Group No. 25 shows ten shots at twenty-five yards with a second-hand Winchester model '90, calibre. 22 W.R.F. that cut a 3/8-inch circle. Marbles tang-sight and Lyman shaded pin-head, chair, table and sand bag were used. Gun was secured by trading, even, one Sears & Roebuck .16-gauge, single-barrel.
Group No. 2 shows ten shots at twenty yards from a worn and pitted Stevens Lord's model .22 caliber pistol, pin-head front and Simplex peep from sitting position using two hands. Peep bar was raised five times during the string. Nine shots would hit a Dixon's copy pencil, and eight of them an Omar cigarette.

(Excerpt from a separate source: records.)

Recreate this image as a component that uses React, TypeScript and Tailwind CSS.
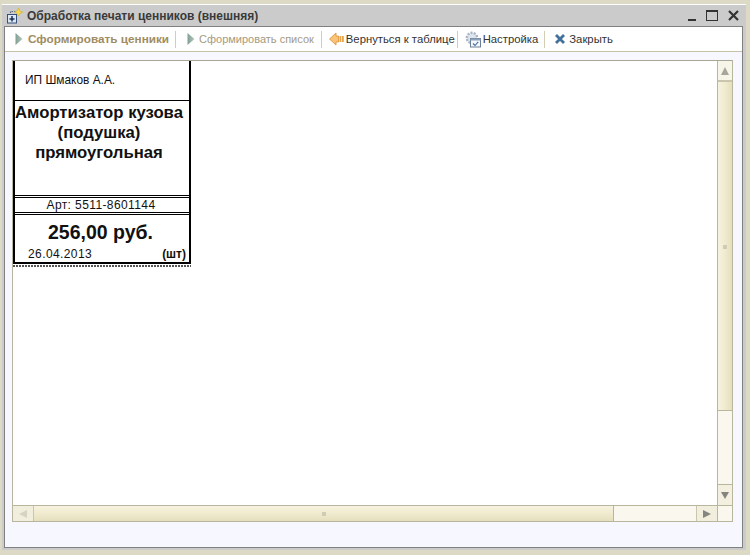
import React from "react";

const Sep = ({ className }: { className: string }) => <div className={"w-px h-[17px] bg-[#d3cdb4] shrink-0 " + className} />;

const Play = ({ className }: { className?: string }) => (
  <svg width="8" height="14" viewBox="0 0 8 14" className={"shrink-0 " + (className ?? "")}>
    <defs>
      <linearGradient id="pl" x1="0" x2="1" y1="0" y2="0">
        <stop offset="0" stopColor="#7f9f93" />
        <stop offset="1" stopColor="#b5c7bd" />
      </linearGradient>
    </defs>
    <path d="M0.5 1 L7.5 7 L0.5 13 Z" fill="url(#pl)" />
  </svg>
);

const ArrowBack = () => (
  <svg width="16" height="14" viewBox="0 0 16 14" className="shrink-0 ml-[7px]">
    <path d="M0.5 7 L7 1 V4 H9.5 V10 H7 V13 Z" fill="#f9c477" stroke="#dc8f30" strokeWidth="0.8" />
    <rect x="10.5" y="4" width="1.8" height="6" fill="#e9a548" />
    <rect x="13" y="4" width="1.8" height="6" fill="#e9a548" />
  </svg>
);

const Gear = () => (
  <svg width="18" height="18" viewBox="0 0 18 18" className="shrink-0 ml-[6px]">
    <circle cx="8" cy="8" r="5.2" fill="#dfe5ec" stroke="#a9b6c5" strokeWidth="2.4" strokeDasharray="2 1.2" />
    <rect x="6.5" y="8.5" width="10" height="8.5" fill="#f4f7fb" stroke="#6c7f95" />
    <rect x="6.5" y="8.5" width="10" height="2" fill="#8ba1bb" />
    <path d="M9 13.5 L11 15.5 L14.2 11.8" fill="none" stroke="#3d6fa8" strokeWidth="1.1" />
  </svg>
);

const CloseX = () => (
  <svg width="12" height="12" viewBox="0 0 12 12" className="shrink-0 ml-[9px]">
    <path d="M2 2 L10 10 M10 2 L2 10" stroke="#44709c" strokeWidth="2.8" />
  </svg>
);

const TitleIcon = () => (
  <svg width="16" height="16" viewBox="0 0 16 16" className="shrink-0">
    <path d="M3.5 5 V3.5 H9" fill="none" stroke="#54657e" strokeWidth="1" strokeDasharray="1.5 1" />
    <rect x="0.5" y="6.5" width="9" height="8.5" fill="#dce7f3" stroke="#35507a" />
    <path d="M5 8 V13.5 M2.5 11 H7.5" stroke="#1b2f55" strokeWidth="1.5" />
    <path d="M11.5 0 L13 3 L16 4 L13 5.3 L11.5 8 L10 5.3 L7.5 4 L10 3 Z" fill="#f7d94c" stroke="#cda32a" strokeWidth="0.5" />
  </svg>
);

const Tri = ({ dir }: { dir: "up" | "down" | "left" | "right" }) => {
  const d = {
    up: "M4 0 L8 8 H0 Z",
    down: "M0 1 H8 L4 8 Z",
    left: "M8 0 V8 L0 4 Z",
    right: "M0 0 V8 L8 4 Z",
  }[dir];
  const fill = dir === "left" ? "#d6d3c3" : dir === "up" ? "#a8a69c" : "#85847e";
  return (
    <svg width="8" height="8" viewBox="0 0 8 8">
      <path d={d} fill={fill} />
    </svg>
  );
};

export default function App() {
  const ui = { fontFamily: '"Liberation Sans", Arial, sans-serif' };
  return (
    <div className="w-[750px] h-[555px] bg-[#dcd9c5] pt-1 pl-[2px] pr-[4px] pb-[5px] overflow-hidden" style={ui}>
      <div className="h-full flex flex-col bg-[#cbcbcb] border-t border-t-white pl-[2px] pr-[3px] pb-[2px]">
        {/* Title bar */}
        <div className="h-[21px] shrink-0 flex items-center pl-[3px] pr-[4px]">
          <TitleIcon />
          <span className="ml-[4px] text-[12px] font-bold text-[#3a3a3a] whitespace-nowrap">
            Обработка печати ценников (внешняя)
          </span>
          <div className="ml-auto flex items-center">
            <div className="w-[8px] h-[2px] bg-[#333] mt-[9px]" />
            <div className="ml-[10px] w-[12px] h-[11px] border border-[#333] border-t-2" />
            <svg width="11" height="11" viewBox="0 0 11 11" className="ml-[10px]">
              <path d="M1 1 L10 10 M10 1 L1 10" stroke="#333" strokeWidth="2.2" />
            </svg>
          </div>
        </div>

        <div className="flex-1 min-h-0 flex flex-col bg-[#f7f8ff] border-t border-l border-r border-b border-[#808080]">
          {/* Toolbar */}
          <div className="h-[25px] shrink-0 bg-white border-b border-b-[#c6c0a4] flex items-center pl-[10px] text-[11.3px] whitespace-nowrap">
            <Play />
            <span className="ml-[5px] text-[11.75px] font-bold text-[#a08c62]">Сформировать ценники</span>
            <Sep className="ml-[6px]" />
            <Play className="ml-[11px]" />
            <span className="ml-[4px] text-[11px] text-[#a49a80]">Сформировать список</span>
            <Sep className="ml-[7px]" />
            <ArrowBack />
            <span className="ml-[1px] text-[#333]">Вернуться к таблице</span>
            <Sep className="ml-[2px]" />
            <Gear />
            <span className="ml-[1px] text-[#333]">Настройка</span>
            <Sep className="ml-[6px]" />
            <CloseX />
            <span className="ml-[3px] text-[#333]">Закрыть</span>
          </div>

          {/* Body */}
          <div className="flex-1 pt-[8px] pl-[7px] pr-[9px] pb-[25px] flex flex-col min-h-0">
            <div className="flex-1 min-h-0 flex flex-col border border-[#b9b69f] border-t-[#a9a695]">
              <div className="flex-1 min-h-0 flex">
                {/* Sheet */}
                <div className="flex-1 bg-white min-w-0">
                  {/* Price tag */}
                  <div className="w-[178px] text-[#111]" style={ui}>
                    <div className="border-l-2 border-r-2 border-black">
                      <div className="h-[40px] border-b border-black flex items-center pl-[10px] text-[11.9px]">
                        ИП Шмаков А.А.
                      </div>
                      <div className="h-[94px] pt-[2px] pr-[6px] text-center text-[16.7px] leading-[20px] font-bold whitespace-nowrap">
                        Амортизатор кузова
                        <br />
                        (подушка)
                        <br />
                        прямоугольная
                      </div>
                      <div className="border-t border-b border-black h-[3px]" />
                      <div className="h-[14px] pr-[2px] text-[12px] leading-[14px] text-center tracking-[0.4px]">Арт: 5511-8601144</div>
                      <div className="border-t border-b border-black h-[3px]" />
                      <div className="pt-[5px] pr-[3px] text-center text-[19.5px] leading-[25px] font-bold">256,00 руб.</div>
                      <div className="h-[17px] flex items-center justify-between pl-[13px] pr-[3px]">
                        <span className="text-[12px] tracking-[0.4px]">26.04.2013</span>
                        <span className="text-[12px] font-bold">(шт)</span>
                      </div>
                    </div>
                    <div className="h-[2px] bg-black" />
                    <div className="mt-[1px] h-[2px] bg-[repeating-linear-gradient(90deg,#555_0_2px,transparent_2px_3px)]" />
                  </div>
                </div>

                {/* Vertical scrollbar */}
                <div className="w-[15px] shrink-0 flex flex-col bg-[#f9f7ee] border-l border-l-[#b9b69f]">
                  <div className="h-[21px] shrink-0 flex items-center justify-center bg-[#f7f5e8] border-b-2 border-b-[#c9c6ad]"><Tri dir="up" /></div>
                  <div className="h-[329px] shrink-0 pt-[2px] border-b border-b-[#b9b69f] bg-gradient-to-r from-[#f6f2df] via-[#f0ebcf] to-[#e5dfbc] flex items-center justify-center">
                    <div className="w-[4px] h-[4px] bg-[#cfcbb4]" />
                  </div>
                  <div className="flex-1" />
                  <div className="h-[21px] shrink-0 flex items-center justify-center bg-[#f3f0df] border-t border-t-[#b9b69f]"><Tri dir="down" /></div>
                </div>
              </div>

              {/* Horizontal scrollbar */}
              <div className="h-[16px] shrink-0 flex bg-[#f9f7ee] border-t border-t-[#b9b69f]">
                <div className="w-[21px] shrink-0 flex items-center justify-center bg-[#f1eedd] border-r border-r-[#c9c6ad]"><Tri dir="left" /></div>
                <div className="w-[580px] shrink-0 border-r border-r-[#b9b69f] bg-gradient-to-b from-[#f6f2df] via-[#f0ebcf] to-[#e5dfbc] flex items-center justify-center">
                  <div className="w-[4px] h-[4px] bg-[#cfcbb4]" />
                </div>
                <div className="flex-1" />
                <div className="w-[21px] shrink-0 flex items-center justify-center bg-[#f1eedd] border-l border-l-[#c9c6ad]"><Tri dir="right" /></div>
                <div className="w-[15px] shrink-0 border-l border-l-[#b9b69f]" />
              </div>
            </div>
          </div>
        </div>
      </div>
    </div>
  );
}
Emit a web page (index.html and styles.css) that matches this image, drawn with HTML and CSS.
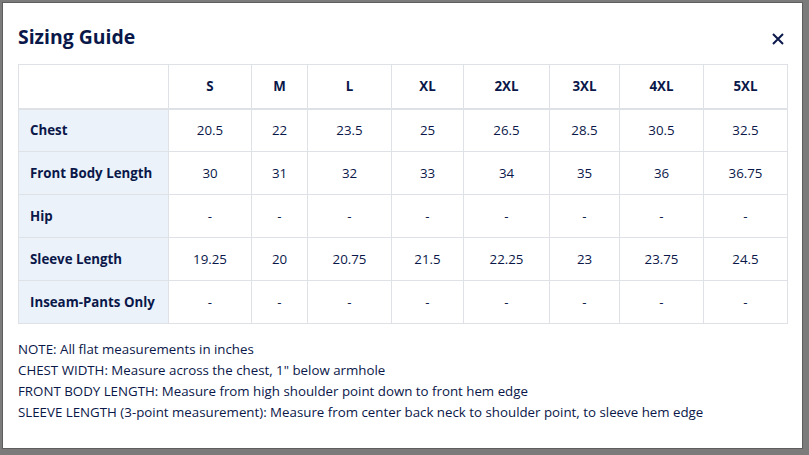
FILE: index.html
```html
<!DOCTYPE html>
<html>
<head>
<meta charset="utf-8">
<link rel="stylesheet" href="styles.css">
</head>
<body>
<div class="modal">
  <div class="modal-header">
    <h5 class="modal-title">Sizing Guide</h5>
    <button class="close" aria-label="Close">
      <svg width="12" height="12" viewBox="0 0 12 12"><path d="M1 1 L11 11 M11 1 L1 11" stroke="#0c1a4b" stroke-width="2" fill="none"/></svg>
    </button>
  </div>
  <table class="size-table">
    <thead>
      <tr>
        <th class="c-label"></th>
        <th class="c-s">S</th>
        <th class="c-m">M</th>
        <th class="c-l">L</th>
        <th class="c-xl">XL</th>
        <th class="c-2xl">2XL</th>
        <th class="c-3xl">3XL</th>
        <th class="c-4xl">4XL</th>
        <th class="c-5xl">5XL</th>
      </tr>
    </thead>
    <tbody>
      <tr><th class="row-label">Chest</th><td>20.5</td><td>22</td><td>23.5</td><td>25</td><td>26.5</td><td>28.5</td><td>30.5</td><td>32.5</td></tr>
      <tr><th class="row-label">Front Body Length</th><td>30</td><td>31</td><td>32</td><td>33</td><td>34</td><td>35</td><td>36</td><td>36.75</td></tr>
      <tr><th class="row-label">Hip</th><td>-</td><td>-</td><td>-</td><td>-</td><td>-</td><td>-</td><td>-</td><td>-</td></tr>
      <tr><th class="row-label">Sleeve Length</th><td>19.25</td><td>20</td><td>20.75</td><td>21.5</td><td>22.25</td><td>23</td><td>23.75</td><td>24.5</td></tr>
      <tr><th class="row-label">Inseam-Pants Only</th><td>-</td><td>-</td><td>-</td><td>-</td><td>-</td><td>-</td><td>-</td><td>-</td></tr>
    </tbody>
  </table>
  <div class="notes">
    <p>NOTE: All flat measurements in inches</p>
    <p>CHEST WIDTH: Measure across the chest, 1" below armhole</p>
    <p>FRONT BODY LENGTH: Measure from high shoulder point down to front hem edge</p>
    <p>SLEEVE LENGTH (3-point measurement): Measure from center back neck to shoulder point, to sleeve hem edge</p>
  </div>
</div>
</body>
</html>
```

FILE: styles.css
```css
* { box-sizing: border-box; }
html, body { margin: 0; height: 100%; }
body {
  background: #7b7b7b;
  padding: 2px;
  font-family: "Open Sans", "Noto Sans", sans-serif;
  color: #0a1749;
  overflow: hidden;
}
.modal {
  width: 801px;
  height: 447px;
  background: #fff;
  border: 1px solid #5e5e5e;
  padding: 0 15px;
}
.modal-header {
  display: flex;
  align-items: center;
  justify-content: space-between;
  height: 61px;
  padding-top: 7px;
}
.modal-title {
  margin: 0;
  font-size: 19.4px;
  font-weight: 700;
  line-height: 30px;
}
.close {
  background: none;
  border: 0;
  padding: 0;
  margin-right: 3px;
  margin-top: 4px;
  display: flex;
}
.size-table {
  border-collapse: collapse;
  table-layout: fixed;
  width: 769px;
  font-size: 13.3px;
}
.size-table th, .size-table td {
  border: 1px solid #dee2e6;
  height: 43px;
  padding: 0 11px;
  text-align: center;
  line-height: 20px;
}
.size-table thead th {
  border-bottom: 2px solid #dee2e6;
  height: 44px;
  font-weight: 700;
}
.size-table td { font-weight: 400; }
.row-label {
  text-align: left !important;
  background: #ebf2fa;
  font-weight: 700;
}
.c-label { width: 150px; }
.c-s { width: 83px; }
.c-m { width: 56px; }
.c-l { width: 84px; }
.c-xl { width: 72px; }
.c-2xl { width: 86px; }
.c-3xl { width: 70px; }
.c-4xl { width: 84px; }
.c-5xl { width: 84px; }
.notes {
  margin-top: 15px;
  font-size: 13.3px;
  line-height: 21px;
}
.notes p { margin: 0; }
```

Only one unaccountable, 3/4-inch to the right. This Stevens was fourth- or fifth-handed and cost me $5.00. Peters Semi-L.R. used.
Group No. 50 shows six shots by two shooters (F.C.N. and H.S.N.) on the same target at fifty yards, sitting, with a second-hand .32-40 mod' '1894 Winchester. Remington 98-gr. Mid-Range was used. This gun served me well at turkey shoots, scored 46x50 at 200 yards and at 100 yards with 1742 f.s., metal-cased ammunition, could put ten shots into a 2 1/4-inch circle any old time from the prone position. It cost me $6.00.
Group No. 20 shows five shots at twenty yards with an abused junk-shop .45 A.C.P. Seated, one hand, arm rested on knee. Ideal bullet, 452374, and six grains of DuPont No. 3 powder used. From this position a magazine-full of store cartridges can be kept on the twenty-yard S.A. bull. Best offhand score secured at this range, 93x100 with gun mentioned in text. Targets shot with the D.C.M. (War Department) .45 Colt revolver were not included because they were published in another magazine in 1921.
Group No. 30 shows five shots at thirty feet with a rusted secondhand .380 Remington pistol, model 51, strictly offhand. A very easy performance with this gun and Rem-U.M.C. ammunition. Three "10's" and two "8's" on S.A. 20-yard bull. Gun cost $10.00.
With a given amount of coin to invest 'tis honest mule sense tells us that one of the second-hand "Standard Makes" is as good a gamble as any. And 'tis but vain glory that prompts us to throw in with a shining barrel that really is made of pot-metal.